Description
A moist and flavorful quick bread combining the warm spices of pumpkin with tender zucchini and a luscious cream cheese swirl. Perfect for fall breakfasts or snacks.
Ingredients
1 1/2 cups all-purpose flour
1 teaspoon baking soda
1/2 teaspoon baking powder
1/2 teaspoon salt
1 1/2 teaspoons ground cinnamon
1/2 teaspoon ground nutmeg
1/4 teaspoon ground cloves
1/4 teaspoon ground ginger
1 cup granulated sugar
1/2 cup packed light brown sugar
1/2 cup vegetable oil
2 large eggs
1 cup canned pumpkin puree
1 teaspoon vanilla extract
1 1/2 cups grated zucchini (about 1 medium zucchini)
8 ounces cream cheese, softened
1/4 cup granulated sugar
1 large egg
1/2 teaspoon vanilla extract
Instructions
Preheat the oven to 350°F (175°C).
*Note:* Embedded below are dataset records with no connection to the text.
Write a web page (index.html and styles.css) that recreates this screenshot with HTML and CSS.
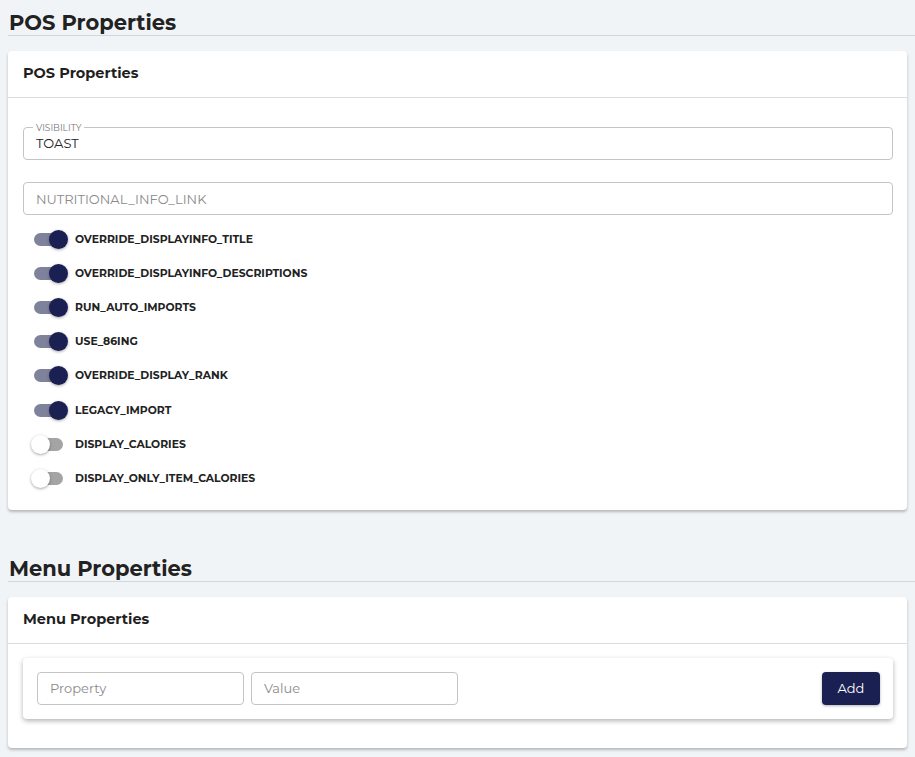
FILE: index.html
```html
<!DOCTYPE html>
<html lang="en">
<head>
  <meta charset="UTF-8">
  <meta name="viewport" content="width=device-width, initial-scale=1.0">
  <title>Properties</title>
  <link rel="stylesheet" href="styles.css">
</head>
<body>
  <!-- POS properties -->
  <section class="section">
    <h2 class="section-title">POS Properties</h2>
    <div class="card">
      <div class="card-header">POS Properties</div>
      <div class="card-body">
        <fieldset class="field">
          <legend>VISIBILITY</legend>
          <input type="text" value="TOAST" readonly>
        </fieldset>
        <div class="field plain">
          <input type="text" placeholder="NUTRITIONAL_INFO_LINK">
        </div>

        <ul class="switch-list">
          <li><span class="switch on"></span>OVERRIDE_DISPLAYINFO_TITLE</li>
          <li><span class="switch on"></span>OVERRIDE_DISPLAYINFO_DESCRIPTIONS</li>
          <li><span class="switch on"></span>RUN_AUTO_IMPORTS</li>
          <li><span class="switch on"></span>USE_86ING</li>
          <li><span class="switch on"></span>OVERRIDE_DISPLAY_RANK</li>
          <li><span class="switch on"></span>LEGACY_IMPORT</li>
          <li><span class="switch"></span>DISPLAY_CALORIES</li>
          <li><span class="switch"></span>DISPLAY_ONLY_ITEM_CALORIES</li>
        </ul>
      </div>
    </div>
  </section>

  <!-- Menu properties -->
  <section class="section">
    <h2 class="section-title">Menu Properties</h2>
    <div class="card">
      <div class="card-header">Menu Properties</div>
      <div class="card-body menu-body">
        <div class="add-row">
          <input class="small-input" type="text" placeholder="Property">
          <input class="small-input" type="text" placeholder="Value">
          <button class="btn-add">Add</button>
        </div>
      </div>
    </div>
  </section>
</body>
</html>
```

FILE: styles.css
```css
body {
  margin: 0;
  padding: 0 0 0 8px;
  background-color: #f1f4f7;
  font-family: Montserrat, "DejaVu Sans", sans-serif;
  color: #1f1f1f;
  overflow: hidden;
}
.section {
  margin-bottom: 36px;
}
.section-title {
  margin: 0;
  padding: 12px 0 1px 1px;
  font-size: 21px;
  font-weight: 700;
  line-height: 22px;
  color: #222;
  border-bottom: 1px solid #d3d7db;
}
.card {
  width: 899px;
  margin-top: 15px;
  background: #fff;
  border-radius: 4px;
  box-shadow: 0 2px 3px rgba(0, 0, 0, 0.25);
}
.card-header {
  padding: 13px 15px 15px;
  font-size: 14.5px;
  font-weight: 700;
  line-height: 18px;
  border-bottom: 1px solid #dcdcdc;
}
.card-body {
  padding: 25px 14px 14px 15px;
}

/* outlined text fields */
.field {
  margin: 0;
  padding: 0 12px;
  height: 37px;
  box-sizing: border-box;
  border: 1px solid #c4c4c4;
  border-radius: 4px;
}
.field legend {
  padding: 0 3px;
  margin-left: -3px;
  font-size: 9px;
  line-height: 9px;
  color: #777;
}
.field input {
  width: 100%;
  border: none;
  outline: none;
  padding: 0;
  font-family: inherit;
  font-size: 13px;
  color: #222;
  background: transparent;
  margin-top: 3px;
}
.field.plain {
  height: 33px;
  margin-top: 22px;
  display: flex;
  align-items: center;
}
.field.plain input {
  margin-top: 0;
}
.field input::placeholder,
.small-input::placeholder {
  color: #8a8a8a;
}

/* switches */
.switch-list {
  list-style: none;
  margin: 7px 0 0;
  padding: 0;
}
.switch-list li {
  display: flex;
  align-items: center;
  height: 34.2px;
  font-size: 10.8px;
  font-weight: 700;
  color: #222;
}
.switch {
  position: relative;
  width: 29px;
  height: 13px;
  margin: 0 12px 0 11px;
  border-radius: 7px;
  background: #a4a4a4;
}
.switch::after {
  content: "";
  position: absolute;
  top: -3px;
  left: -3px;
  width: 19px;
  height: 19px;
  border-radius: 50%;
  background: #fff;
  box-shadow: 0 1px 3px rgba(0, 0, 0, 0.35);
}
.switch.on {
  background: #7f829b;
}
.switch.on::after {
  left: 15px;
  background: #1b2052;
}

/* menu property add row */
.menu-body {
  padding: 14px 14px 29px 15px;
}
.add-row {
  display: flex;
  align-items: center;
  gap: 7px;
  padding: 14px 13px 14px 14px;
  border-radius: 4px;
  box-shadow: 0 2px 5px rgba(0, 0, 0, 0.3);
}
.small-input {
  width: 207px;
  height: 33px;
  box-sizing: border-box;
  padding: 0 12px;
  border: 1px solid #c4c4c4;
  border-radius: 4px;
  font-family: inherit;
  font-size: 13px;
}
.btn-add {
  margin-left: auto;
  width: 58px;
  height: 33px;
  border: none;
  border-radius: 4px;
  background: #1b2052;
  color: #fff;
  font-family: inherit;
  font-size: 13px;
  box-shadow: 0 1px 3px rgba(0, 0, 0, 0.3);
}
```
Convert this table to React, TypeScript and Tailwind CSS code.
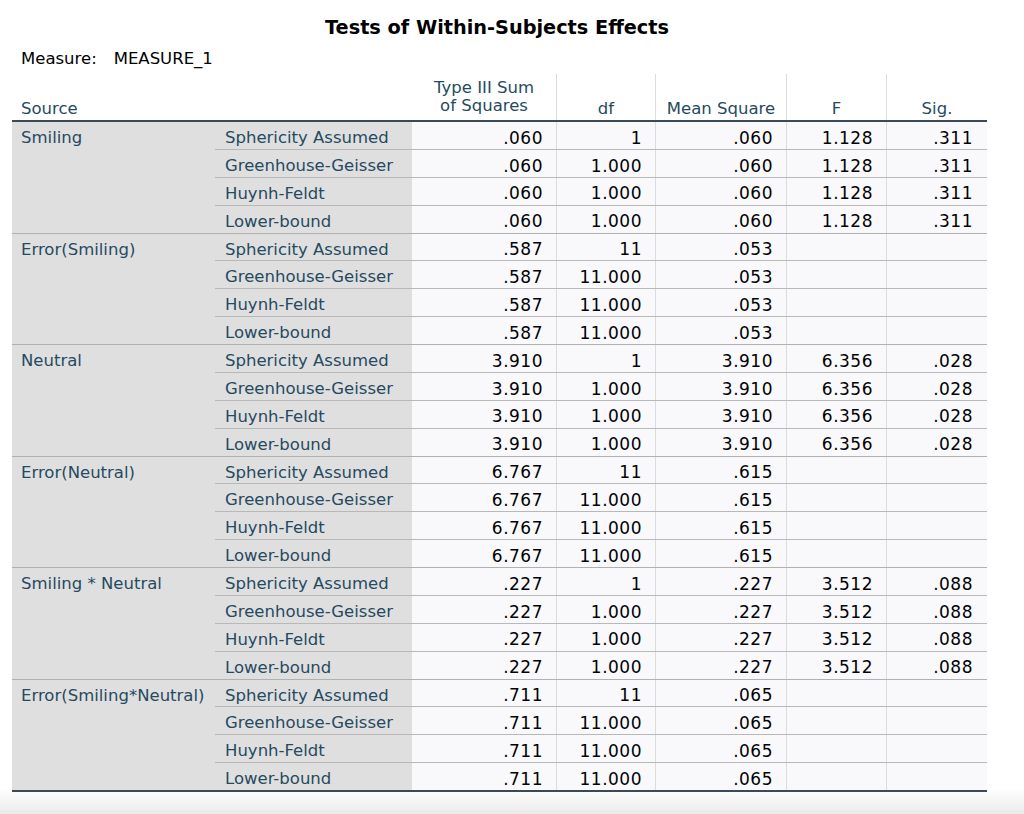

Grease and flour a 9×5-inch loaf pan or line it with parchment paper.
In a medium bowl, whisk together the all-purpose flour, baking soda, baking powder, salt, ground cinnamon, ground nutmeg, ground cloves, and ground ginger. Set aside.
In a large bowl, beat the granulated sugar, light brown sugar, and vegetable oil together until well combined.
Add the eggs one at a time, beating well after each addition.
Mix in the canned pumpkin puree and vanilla extract until smooth.
Gradually add the dry ingredients to the wet ingredients, stirring just until combined.
Fold in the grated zucchini gently until evenly distributed.
In a separate medium bowl, beat the softened cream cheese, granulated sugar, egg, and vanilla extract together until smooth and creamy.
Pour half of the zucchini pumpkin batter into the prepared loaf pan and spread evenly.
Spoon the cream cheese mixture over the batter layer and spread gently to cover.
Pour the remaining batter over the cream cheese layer and spread evenly.
Using a knife or skewer, gently swirl the cream cheese layer into the batter to create a marbled effect.
Bake for 55 to 65 minutes, or until a toothpick inserted into the center comes out clean or with just a few moist crumbs.
Remove from the oven and allow the bread to cool in the pan for 15 minutes.
Transfer the bread to a wire rack to cool completely before slicing and serving.